_Records from a data source_.
— BEGIN —

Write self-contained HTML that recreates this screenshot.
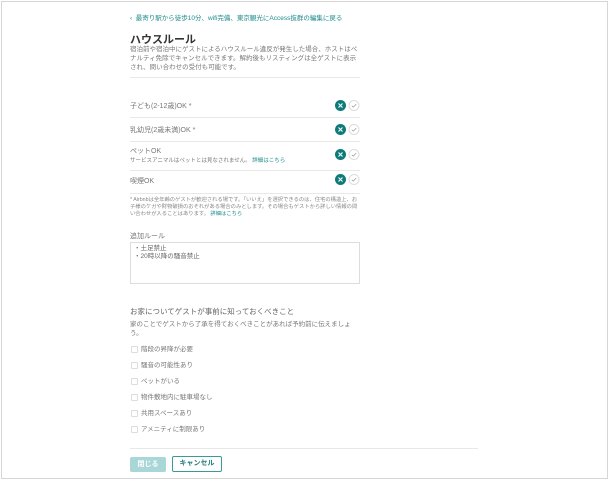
<!DOCTYPE html>
<html><head><meta charset="utf-8"><style>
body{margin:0;width:609px;height:480px;background:#fff;font-family:"Liberation Sans","Noto Sans CJK JP",sans-serif;position:relative;overflow:hidden;color:#555}
.frame{position:absolute;left:1px;top:1px;width:605px;height:476px;border:1px solid #d6d6d6}
.a{position:absolute;white-space:nowrap}
.hr{position:absolute;left:130px;width:230px;height:1px;background:#e8e8e8}
.t{font-size:7px;color:#777}
.x{position:absolute;width:11px;height:11px;border-radius:50%;background:#0e7b7b}
.c{position:absolute;width:10px;height:10px;border-radius:50%;border:1px solid #ddd;background:#fff}
.cb{position:absolute;left:131px;width:5px;height:5px;border:1px solid #ddd;border-radius:1px}
.l{position:absolute;left:141px;font-size:6.5px;color:#777;white-space:nowrap}
</style></head><body>
<div class="frame"></div>
<div class="a" style="left:130px;top:12px;font-size:6.5px;color:#1f8b8b">‹&nbsp; 最寄り駅から徒歩10分、wifi完備、東京観光にAccess抜群の編集に戻る</div>
<div class="a" style="left:130px;top:31px;font-size:11px;font-weight:bold;color:#333">ハウスルール</div>
<div class="a" style="left:130px;top:45px;font-size:6.5px;line-height:9px;color:#777;white-space:normal;width:232px">宿泊前や宿泊中にゲストによるハウスルール違反が発生した場合、ホストはペナルティ免除でキャンセルできます。解約後もリスティングは全ゲストに表示され、問い合わせの受付も可能です。</div>
<div class="hr" style="top:77px"></div>
<div class="a t" style="left:130px;top:101px">子ども(2-12歳)OK *</div>
<div class="hr" style="top:117px"></div>
<div class="a t" style="left:130px;top:125px">乳幼児(2歳未満)OK *</div>
<div class="hr" style="top:141px"></div>
<div class="a t" style="left:130px;top:146px">ペットOK</div>
<div class="a" style="left:130px;top:156px;font-size:5.5px;color:#777">サービスアニマルはペットとは見なされません。 <span style="color:#1f8b8b">詳細はこちら</span></div>
<div class="hr" style="top:170px"></div>
<div class="a t" style="left:130px;top:176px">喫煙OK</div>
<div class="hr" style="top:193px"></div>
<svg class="a" style="left:0;top:0" width="609" height="200">
<g id="tg">
<circle cx="340.5" cy="105.5" r="5.5" fill="#0e7b7b"/><path d="M338.5 103.5l4 4M342.5 103.5l-4 4" stroke="#fff" stroke-width="1.1"/>
<circle cx="354" cy="105.5" r="5" fill="#fff" stroke="#ddd"/><path d="M351.8 105.7l1.4 1.4 3-3" stroke="#999" stroke-width=".7" fill="none"/>
</g>
<use href="#tg" y="24"/><use href="#tg" y="49"/><use href="#tg" y="74"/>
</svg>
<div class="a" style="left:130px;top:197px;font-size:5.3px;line-height:7px;color:#888;white-space:normal;width:232px">* Airbnbは全年齢のゲストが歓迎される場です。「いいえ」を選択できるのは、住宅の構造上、お子様のケガや財物破損のおそれがある場合のみとします。その場合もゲストから詳しい情報の問い合わせが入ることはあります。 <span style="color:#1f8b8b">詳細はこちら</span></div>
<div class="a t" style="left:130px;top:231px">追加ルール</div>
<div class="a" style="left:130px;top:242px;width:228px;height:40px;border:1px solid #ddd"></div>
<div class="a" style="left:134px;top:245px;font-size:6.5px;line-height:8px;color:#666">・土足禁止<br>・20時以降の騒音禁止</div>
<div class="a" style="left:130px;top:306px;font-size:7.5px;color:#666">お家についてゲストが事前に知っておくべきこと</div>
<div class="a" style="left:130px;top:320px;font-size:6.5px;line-height:9px;color:#777;white-space:normal;width:222px">家のことでゲストから了承を得ておくべきことがあれば予約前に伝えましょう。</div>
<div class="cb" style="top:346px"></div><div class="l" style="top:343px">階段の昇降が必要</div>
<div class="cb" style="top:362px"></div><div class="l" style="top:359px">騒音の可能性あり</div>
<div class="cb" style="top:378px"></div><div class="l" style="top:375px">ペットがいる</div>
<div class="cb" style="top:394px"></div><div class="l" style="top:391px">物件敷地内に駐車場なし</div>
<div class="cb" style="top:410px"></div><div class="l" style="top:407px">共用スペースあり</div>
<div class="cb" style="top:426px"></div><div class="l" style="top:423px">アメニティに制限あり</div>
<div class="a" style="left:130px;top:448px;width:348px;height:1px;background:#e8e8e8"></div>
<div class="a" style="left:130px;top:457px;width:36px;height:15px;background:#a9d6d6;border-radius:2px;color:#fff;font-size:7px;font-weight:bold;text-align:center;line-height:15px">閉じる</div>
<div class="a" style="left:172px;top:456px;width:48px;height:14px;border:1.5px solid #3a9a9a;border-radius:2px;color:#1f7b7b;font-size:7px;font-weight:bold;text-align:center;line-height:14px">キャンセル</div>
</body></html>
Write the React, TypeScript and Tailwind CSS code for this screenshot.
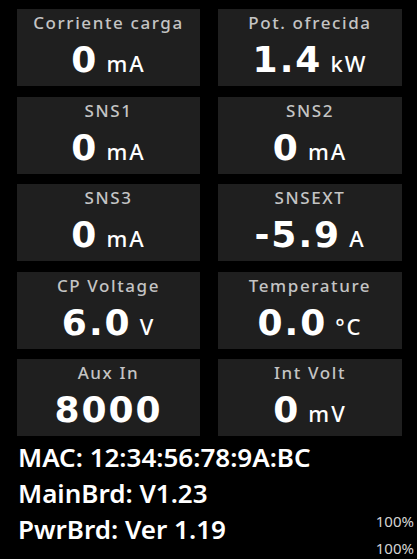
import React from 'react';

interface Reading {
  label: string;
  value: string;
  unit?: string;
}

const readings: Reading[] = [
  { label: 'Corriente carga', value: '0', unit: 'mA' },
  { label: 'Pot. ofrecida', value: '1.4', unit: 'kW' },
  { label: 'SNS1', value: '0', unit: 'mA' },
  { label: 'SNS2', value: '0', unit: 'mA' },
  { label: 'SNS3', value: '0', unit: 'mA' },
  { label: 'SNSEXT', value: '-5.9', unit: 'A' },
  { label: 'CP Voltage', value: '6.0', unit: 'V' },
  { label: 'Temperature', value: '0.0', unit: '°C' },
  { label: 'Aux In', value: '8000' },
  { label: 'Int Volt', value: '0', unit: 'mV' },
];

const Card: React.FC<{ r: Reading }> = ({ r }) => (
  <div className="h-[77px] bg-[#1f1f1f] flex flex-col items-center pt-[1px]">
    <div className="text-[17px] leading-[26px] font-medium text-[#c4c4c4] tracking-[1.6px]">
      {r.label}
    </div>
    <div className="flex items-baseline gap-[8px] mt-[6px] leading-none">
      <span className="text-[36px] font-bold text-white tracking-[2px] [font-family:'DejaVu_Sans',sans-serif]">
        {r.value}
      </span>
      {r.unit && (
        <span className="text-[22px] font-medium text-white tracking-[2px]">{r.unit}</span>
      )}
    </div>
  </div>
);

export default function App() {
  return (
    <div className="w-[417px] h-[559px] bg-black overflow-hidden [font-family:'Noto_Sans',sans-serif]">
      <div className="grid grid-cols-[183px_184px] gap-x-[18px] gap-y-[10.5px] pl-[17px] pt-[9px]">
        {readings.map((r) => (
          <Card key={r.label} r={r} />
        ))}
      </div>
      <div className="relative pl-[18px] pt-[3px] text-white font-semibold text-[26px] leading-[36px]">
        <div>MAC: 12:34:56:78:9A:BC</div>
        <div>MainBrd: V1.23</div>
        <div>PwrBrd: Ver 1.19</div>
        <div className="absolute right-[3px] top-[72px] text-[15px] leading-[27px] font-normal text-[#d4d4d4]">
          <div>100%</div>
          <div>100%</div>
        </div>
      </div>
    </div>
  );
}
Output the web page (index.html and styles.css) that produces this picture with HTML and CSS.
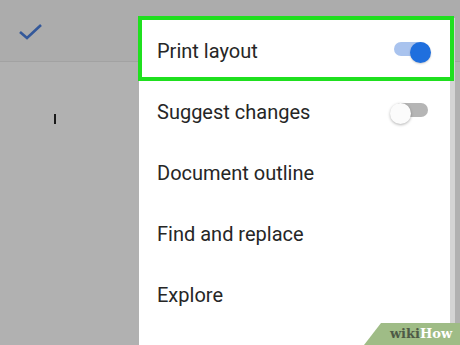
FILE: index.html
```html
<!DOCTYPE html>
<html lang="en">
<head>
    <meta charset="UTF-8">
    <meta name="viewport" content="width=device-width, initial-scale=1.0">
    <title>Docs menu</title>
    <link rel="stylesheet" href="styles.css">
</head>
<body>
    <div id="screen">
        <div class="toolbar">
            <svg class="check-icon" width="24" height="16" viewBox="0 0 24 16">
                <polyline points="1,8 8,14 22,1" fill="none" stroke="#33589a" stroke-width="2.6"/>
            </svg>
        </div>
        <div class="doc-area">
            <span class="cursor"></span>
        </div>

        <!-- overflow menu -->
        <ul class="menu">
            <li class="menu-item">
                <span>Print layout</span>
                <span class="switch on"><span class="knob"></span></span>
            </li>
            <li class="menu-item">
                <span>Suggest changes</span>
                <span class="switch"><span class="knob"></span></span>
            </li>
            <li class="menu-item"><span>Document outline</span></li>
            <li class="menu-item"><span>Find and replace</span></li>
            <li class="menu-item"><span>Explore</span></li>
        </ul>
        <div class="highlight"></div>

        <div class="badge"><span class="wiki">wiki</span><span class="how">How</span></div>
    </div>
</body>
</html>
```

FILE: styles.css
```css
body {
    margin: 0;
    padding: 0;
    font-family: Roboto, 'Noto Sans', sans-serif;
}
#screen {
    position: relative;
    width: 460px;
    height: 345px;
    overflow: hidden;
    background-color: #b1b1b1;
}
.toolbar {
    height: 61px;
    background-color: #acacac;
    border-bottom: 1px solid #a2a2a2;
    display: flex;
    align-items: center;
    padding-left: 19px;
}
.check-icon {
    margin-top: 2px;
}
.doc-area {
    padding: 52px 0 0 54px;
}
.cursor {
    display: block;
    width: 2px;
    height: 10px;
    background-color: #1a1a1a;
}
.menu {
    position: absolute;
    left: 139px;
    top: 18px;
    width: 311px;
    bottom: 0;
    margin: 0;
    padding: 0;
    list-style: none;
    background-color: #fff;
    border-right: 5px solid #d4d4d4;
}
.menu-item {
    height: 61px;
    display: flex;
    align-items: center;
    justify-content: space-between;
    padding: 0 22px 0 18px;
    font-size: 20px;
    color: #262626;
}
.menu-item span:first-child {
    margin-top: 4px;
}
.switch {
    position: relative;
    width: 34px;
    height: 14px;
    border-radius: 7px;
    background-color: #b5b5b5;
}
.switch .knob {
    position: absolute;
    left: -4px;
    top: -4px;
    width: 21px;
    height: 21px;
    border-radius: 50%;
    background-color: #fbfbfb;
    box-shadow: 0 1px 3px rgba(0, 0, 0, 0.3);
}
.switch.on {
    background-color: #a9c3ee;
}
.switch.on .knob {
    left: 16px;
    background-color: #1f6fde;
    box-shadow: 0 1px 2px rgba(0, 0, 0, 0.2);
}
.highlight {
    position: absolute;
    left: 138px;
    top: 16px;
    width: 308px;
    height: 57px;
    border: 4px solid #1fe01f;
}
.badge {
    position: absolute;
    right: 0;
    bottom: 0;
    width: 78px;
    height: 22px;
    padding-left: 18px;
    background-color: #9fbc86;
    clip-path: polygon(17px 0, 100% 0, 100% 100%, 0 100%);
    font-family: 'DejaVu Serif', serif;
    font-weight: bold;
    font-size: 13px;
    line-height: 22px;
    text-align: center;
}
.badge .wiki {
    color: #4e5a46;
}
.badge .how {
    color: #fff;
}
```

— END —

Show the lines that mention the word "styles".

Output the web page (index.html and styles.css) that produces this picture with HTML and CSS.
    <link rel="stylesheet" href="styles.css">
FILE: styles.css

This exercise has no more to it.